The Primary Modern Materials: Zinc and Steel
Today, the vast majority of wheel weights are made from either zinc (Zn) or steel (Fe), which are the two primary alternatives to lead. Zinc wheel weights are often preferred by Original Equipment Manufacturers (OEMs) as they possess a density of about 7.2 grams per cubic centimeter, making them the denser, non-lead option. This higher density compared to steel means a zinc weight can be slightly smaller than a steel weight needed to achieve the same corrective mass, which can be advantageous for appearance.
Zinc is a non-ferrous material, meaning it is not derived from iron and is naturally resistant to corrosion, so zinc weights will not rust like uncoated steel.
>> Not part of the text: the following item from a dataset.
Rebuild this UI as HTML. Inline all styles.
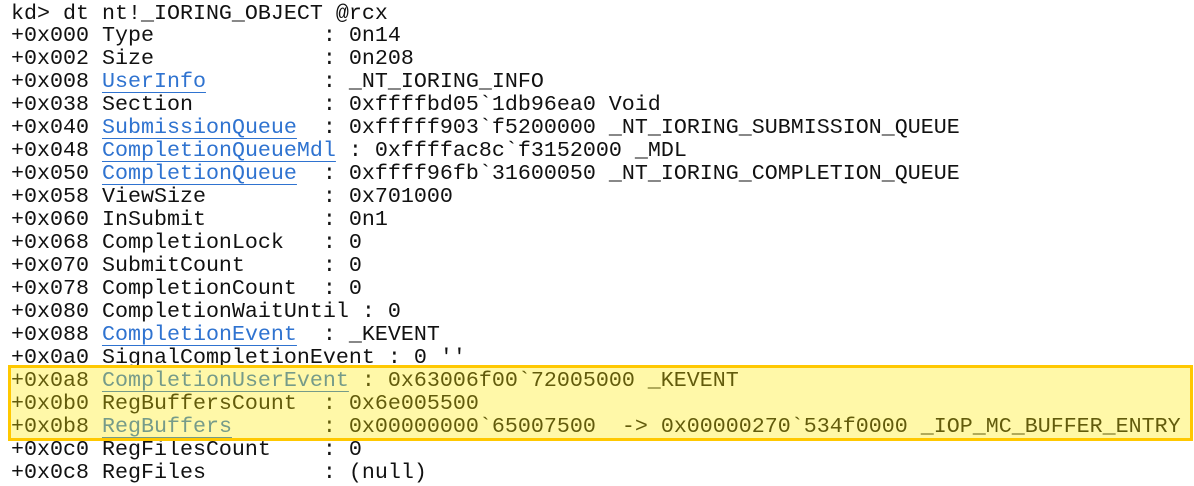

They can also be molded, similar to old lead weights, allowing them to better contour to the complex shapes of modern alloy rims. The main drawback is that zinc is generally more expensive than steel, which can affect the cost of the balancing service.
Steel, or iron (Fe), wheel weights have a density of around 7.8 grams per cubic centimeter, which is slightly denser than zinc, despite the common perception that they are lighter. Steel is the most cost-effective of the modern alternatives, making it a popular choice for high-volume manufacturing. Because steel is a ferrous material, it is prone to rust if exposed to moisture, so steel weights must be coated, typically with a zinc-based finish or a polymer, to prevent corrosion and maintain their integrity.
The lower density of both zinc and steel compared to lead (11.3 g/cm³) means that a physically larger weight is required to achieve the same counterbalancing effect. For example, a 1-ounce lead weight has to be replaced with a physically larger 1-ounce zinc or steel weight, which can sometimes be nearly 50% larger in volume. This size difference is the most noticeable trade-off when moving away from the use of lead.
How Weight Style Impacts Material Choice
The physical design of the weight, specifically whether it is a clip-on or an adhesive-backed strip, significantly influences the choice between zinc and steel. Clip-on weights are designed to attach to the outer flange of a rim and are often made from zinc, which is easier to mold and less likely to scratch an alloy wheel during installation than harder steel. Zinc’s relative density also helps keep the overall profile of the clip-on weight as minimal as possible.
Adhesive or tape weights, which stick directly to the inside barrel of the wheel, are frequently made from steel. Steel is easily manufactured into the thin, low-profile strips required for adhesive weights and offers the most economical solution for this style. Since these weights are hidden behind the spokes of the wheel and not subject to the same installation stresses as clip-on weights, the concerns about material hardness and aesthetics are reduced, making the cost-effectiveness of steel a major factor.